▶ EXERCISE INSTRUCTIONS
Filter the lines below, copying only those with the string "index".
━━━━
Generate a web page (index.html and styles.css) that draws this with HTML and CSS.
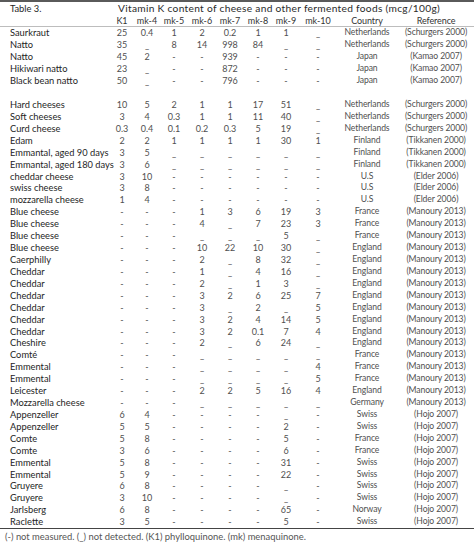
FILE: index.html
```html
<!DOCTYPE html>
<html>
<head>
<meta charset="utf-8">
<link rel="stylesheet" href="styles.css">
</head>
<body>
<div class="page">
<table class="vk">
<colgroup>
<col class="c-name"><col class="c-k1"><col class="c-mk4"><col class="c-mk"><col class="c-mk"><col class="c-mk"><col class="c-mk"><col class="c-mk"><col class="c-mk10"><col class="c-country"><col class="c-ref">
</colgroup>
<thead>
<tr class="title-row"><th class="name">Table 3.</th><th class="title" colspan="10">Vitamin K content of cheese and other fermented foods (mcg/100g)</th></tr>
<tr class="head-row"><th></th><th>K1</th><th>mk-4</th><th>mk-5</th><th>mk-6</th><th>mk-7</th><th>mk-8</th><th>mk-9</th><th>mk-10</th><th class="txt">Country</th><th class="txt">Reference</th></tr>
</thead>
<tbody>
<tr><td class="name">Saurkraut</td><td>25</td><td>0.4</td><td>1</td><td>2</td><td>0.2</td><td>1</td><td>1</td><td>_</td><td class="txt">Netherlands</td><td class="txt">(Schurgers 2000)</td></tr>
<tr><td class="name">Natto</td><td>35</td><td>_</td><td>8</td><td>14</td><td>998</td><td>84</td><td>_</td><td>_</td><td class="txt">Netherlands</td><td class="txt">(Schurgers 2000)</td></tr>
<tr><td class="name">Natto</td><td>45</td><td>2</td><td>-</td><td>-</td><td>939</td><td>-</td><td>-</td><td>-</td><td class="txt">Japan</td><td class="txt">(Kamao 2007)</td></tr>
<tr><td class="name">Hikiwari natto</td><td>23</td><td>_</td><td>-</td><td>-</td><td>872</td><td>-</td><td>-</td><td>-</td><td class="txt">Japan</td><td class="txt">(Kamao 2007)</td></tr>
<tr><td class="name">Black bean natto</td><td>50</td><td>_</td><td>-</td><td>-</td><td>796</td><td>-</td><td>-</td><td>-</td><td class="txt">Japan</td><td class="txt">(Kamao 2007)</td></tr>
<tr><td class="name">&nbsp;</td><td></td><td></td><td></td><td></td><td></td><td></td><td></td><td></td><td></td><td></td></tr>
<tr><td class="name">Hard cheeses</td><td>10</td><td>5</td><td>2</td><td>1</td><td>1</td><td>17</td><td>51</td><td>_</td><td class="txt">Netherlands</td><td class="txt">(Schurgers 2000)</td></tr>
<tr><td class="name">Soft cheeses</td><td>3</td><td>4</td><td>0.3</td><td>1</td><td>1</td><td>11</td><td>40</td><td>_</td><td class="txt">Netherlands</td><td class="txt">(Schurgers 2000)</td></tr>
<tr><td class="name">Curd cheese</td><td>0.3</td><td>0.4</td><td>0.1</td><td>0.2</td><td>0.3</td><td>5</td><td>19</td><td>_</td><td class="txt">Netherlands</td><td class="txt">(Schurgers 2000)</td></tr>
<tr><td class="name">Edam</td><td>2</td><td>2</td><td>1</td><td>1</td><td>1</td><td>1</td><td>30</td><td>1</td><td class="txt">Finland</td><td class="txt">(Tikkanen 2000)</td></tr>
<tr><td class="name">Emmantal, aged 90 days</td><td>3</td><td>5</td><td>_</td><td>_</td><td>_</td><td>_</td><td>_</td><td>_</td><td class="txt">Finland</td><td class="txt">(Tikkanen 2000)</td></tr>
<tr><td class="name">Emmantal, aged 180 days</td><td>3</td><td>6</td><td>_</td><td>_</td><td>_</td><td>_</td><td>_</td><td>_</td><td class="txt">Finland</td><td class="txt">(Tikkanen 2000)</td></tr>
<tr><td class="name">cheddar cheese</td><td>3</td><td>10</td><td>-</td><td>-</td><td>-</td><td>-</td><td>-</td><td>-</td><td class="txt">U.S</td><td class="txt">(Elder 2006)</td></tr>
<tr><td class="name">swiss cheese</td><td>3</td><td>8</td><td>-</td><td>-</td><td>-</td><td>-</td><td>-</td><td>-</td><td class="txt">U.S</td><td class="txt">(Elder 2006)</td></tr>
<tr><td class="name">mozzarella cheese</td><td>1</td><td>4</td><td>-</td><td>-</td><td>-</td><td>-</td><td>-</td><td>-</td><td class="txt">U.S</td><td class="txt">(Elder 2006)</td></tr>
<tr><td class="name">Blue cheese</td><td>-</td><td>-</td><td>-</td><td>1</td><td>3</td><td>6</td><td>19</td><td>3</td><td class="txt">France</td><td class="txt">(Manoury 2013)</td></tr>
<tr><td class="name">Blue cheese</td><td>-</td><td>-</td><td>-</td><td>4</td><td>_</td><td>7</td><td>23</td><td>3</td><td class="txt">France</td><td class="txt">(Manoury 2013)</td></tr>
<tr><td class="name">Blue cheese</td><td>-</td><td>-</td><td>-</td><td>_</td><td>_</td><td>_</td><td>5</td><td>_</td><td class="txt">France</td><td class="txt">(Manoury 2013)</td></tr>
<tr><td class="name">Blue cheese</td><td>-</td><td>-</td><td>-</td><td>10</td><td>22</td><td>10</td><td>30</td><td>_</td><td class="txt">England</td><td class="txt">(Manoury 2013)</td></tr>
<tr><td class="name">Caerphilly</td><td>-</td><td>-</td><td>-</td><td>2</td><td>_</td><td>8</td><td>32</td><td>_</td><td class="txt">England</td><td class="txt">(Manoury 2013)</td></tr>
<tr><td class="name">Cheddar</td><td>-</td><td>-</td><td>-</td><td>1</td><td>_</td><td>4</td><td>16</td><td>_</td><td class="txt">England</td><td class="txt">(Manoury 2013)</td></tr>
<tr><td class="name">Cheddar</td><td>-</td><td>-</td><td>-</td><td>2</td><td>_</td><td>1</td><td>3</td><td>_</td><td class="txt">England</td><td class="txt">(Manoury 2013)</td></tr>
<tr><td class="name">Cheddar</td><td>-</td><td>-</td><td>-</td><td>3</td><td>2</td><td>6</td><td>25</td><td>7</td><td class="txt">England</td><td class="txt">(Manoury 2013)</td></tr>
<tr><td class="name">Cheddar</td><td>-</td><td>-</td><td>-</td><td>3</td><td>_</td><td>2</td><td>_</td><td>5</td><td class="txt">England</td><td class="txt">(Manoury 2013)</td></tr>
<tr><td class="name">Cheddar</td><td>-</td><td>-</td><td>-</td><td>3</td><td>2</td><td>4</td><td>14</td><td>5</td><td class="txt">England</td><td class="txt">(Manoury 2013)</td></tr>
<tr><td class="name">Cheddar</td><td>-</td><td>-</td><td>-</td><td>3</td><td>2</td><td>0.1</td><td>7</td><td>4</td><td class="txt">England</td><td class="txt">(Manoury 2013)</td></tr>
<tr><td class="name">Cheshire</td><td>-</td><td>-</td><td>-</td><td>2</td><td>_</td><td>6</td><td>24</td><td>_</td><td class="txt">England</td><td class="txt">(Manoury 2013)</td></tr>
<tr><td class="name">Comté</td><td>-</td><td>-</td><td>-</td><td>_</td><td>_</td><td>_</td><td>_</td><td>_</td><td class="txt">France</td><td class="txt">(Manoury 2013)</td></tr>
<tr><td class="name">Emmental</td><td>-</td><td>-</td><td>-</td><td>_</td><td>_</td><td>_</td><td>_</td><td>4</td><td class="txt">France</td><td class="txt">(Manoury 2013)</td></tr>
<tr><td class="name">Emmental</td><td>-</td><td>-</td><td>-</td><td>_</td><td>_</td><td>_</td><td>_</td><td>5</td><td class="txt">France</td><td class="txt">(Manoury 2013)</td></tr>
<tr><td class="name">Leicester</td><td>-</td><td>-</td><td>-</td><td>2</td><td>2</td><td>5</td><td>16</td><td>4</td><td class="txt">England</td><td class="txt">(Manoury 2013)</td></tr>
<tr><td class="name">Mozzarella cheese</td><td>-</td><td>-</td><td>-</td><td>_</td><td>_</td><td>_</td><td>_</td><td>_</td><td class="txt">Germany</td><td class="txt">(Manoury 2013)</td></tr>
<tr><td class="name">Appenzeller</td><td>6</td><td>4</td><td>-</td><td>-</td><td>-</td><td>-</td><td>_</td><td>-</td><td class="txt">Swiss</td><td class="txt">(Hojo 2007)</td></tr>
<tr><td class="name">Appenzeller</td><td>5</td><td>5</td><td>-</td><td>-</td><td>-</td><td>-</td><td>2</td><td>-</td><td class="txt">Swiss</td><td class="txt">(Hojo 2007)</td></tr>
<tr><td class="name">Comte</td><td>5</td><td>8</td><td>-</td><td>-</td><td>-</td><td>-</td><td>5</td><td>-</td><td class="txt">France</td><td class="txt">(Hojo 2007)</td></tr>
<tr><td class="name">Comte</td><td>3</td><td>6</td><td>-</td><td>-</td><td>-</td><td>-</td><td>6</td><td>-</td><td class="txt">France</td><td class="txt">(Hojo 2007)</td></tr>
<tr><td class="name">Emmental</td><td>5</td><td>8</td><td>-</td><td>-</td><td>-</td><td>-</td><td>31</td><td>-</td><td class="txt">Swiss</td><td class="txt">(Hojo 2007)</td></tr>
<tr><td class="name">Emmental</td><td>5</td><td>9</td><td>-</td><td>-</td><td>-</td><td>-</td><td>22</td><td>-</td><td class="txt">Swiss</td><td class="txt">(Hojo 2007)</td></tr>
<tr><td class="name">Gruyere</td><td>6</td><td>8</td><td>-</td><td>-</td><td>-</td><td>-</td><td>_</td><td>-</td><td class="txt">Swiss</td><td class="txt">(Hojo 2007)</td></tr>
<tr><td class="name">Gruyere</td><td>3</td><td>10</td><td>-</td><td>-</td><td>-</td><td>-</td><td>_</td><td>-</td><td class="txt">Swiss</td><td class="txt">(Hojo 2007)</td></tr>
<tr><td class="name">Jarlsberg</td><td>6</td><td>8</td><td>-</td><td>-</td><td>-</td><td>-</td><td>65</td><td>-</td><td class="txt">Norway</td><td class="txt">(Hojo 2007)</td></tr>
<tr class="last"><td class="name">Raclette</td><td>3</td><td>5</td><td>-</td><td>-</td><td>-</td><td>-</td><td>5</td><td>-</td><td class="txt">Swiss</td><td class="txt">(Hojo 2007)</td></tr>
</tbody>
</table>
<p class="note">(-) not measured. (_) not detected. (K1) phylloquinone. (mk) menaquinone.</p>
</div>
</body>
</html>
```

FILE: styles.css
```css
html, body {
  margin: 0;
  padding: 0;
  background: #ffffff;
}

.page {
  width: 474px;
  font-family: Lato, "Liberation Sans", sans-serif;
  font-size: 9px;
  color: #4a4a4a;
}

.vk {
  width: 474px;
  border-collapse: collapse;
  table-layout: fixed;
  border-top: 2px solid #5a5a5a;
}

.c-name { width: 110px; }
.c-k1 { width: 24px; }
.c-mk4 { width: 26px; }
.c-mk { width: 28px; }
.c-mk10 { width: 36px; }
.c-country { width: 62px; }
.c-ref { width: 76px; }

.vk th,
.vk td {
  padding: 0;
  height: 11.93px;
  line-height: 11px;
  text-align: center;
  white-space: nowrap;
  font-weight: 400;
}

.vk .name {
  text-align: left;
  padding-left: 10px;
  color: #1e1e1e;
  font-size: 9.3px;
}

.vk .txt {
  font-size: 8.6px;
  letter-spacing: -0.1px;
}

.title-row th {
  height: 12px;
  color: #2a2a2a;
  font-size: 9.8px;
}

.title-row .title {
  text-align: left;
  padding-left: 8px;
  font-size: 10.2px;
  letter-spacing: 0.3px;
}

.head-row th {
  color: #333333;
  border-bottom: 1px solid #bdbdbd;
  height: 12px;
  font-size: 9px;
}

.head-row th.txt {
  font-size: 9px;
}

.vk td {
  color: #4f4f4f;
}

.vk tr.last td {
  border-bottom: 1.5px solid #444444;
}

.note {
  margin: 2px 0 0 5px;
  font-size: 9.4px;
  color: #555555;
  line-height: 12px;
}
```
━━━━
▶ EXERCISE SOLUTION
Generate a web page (index.html and styles.css) that draws this with HTML and CSS.
FILE: index.html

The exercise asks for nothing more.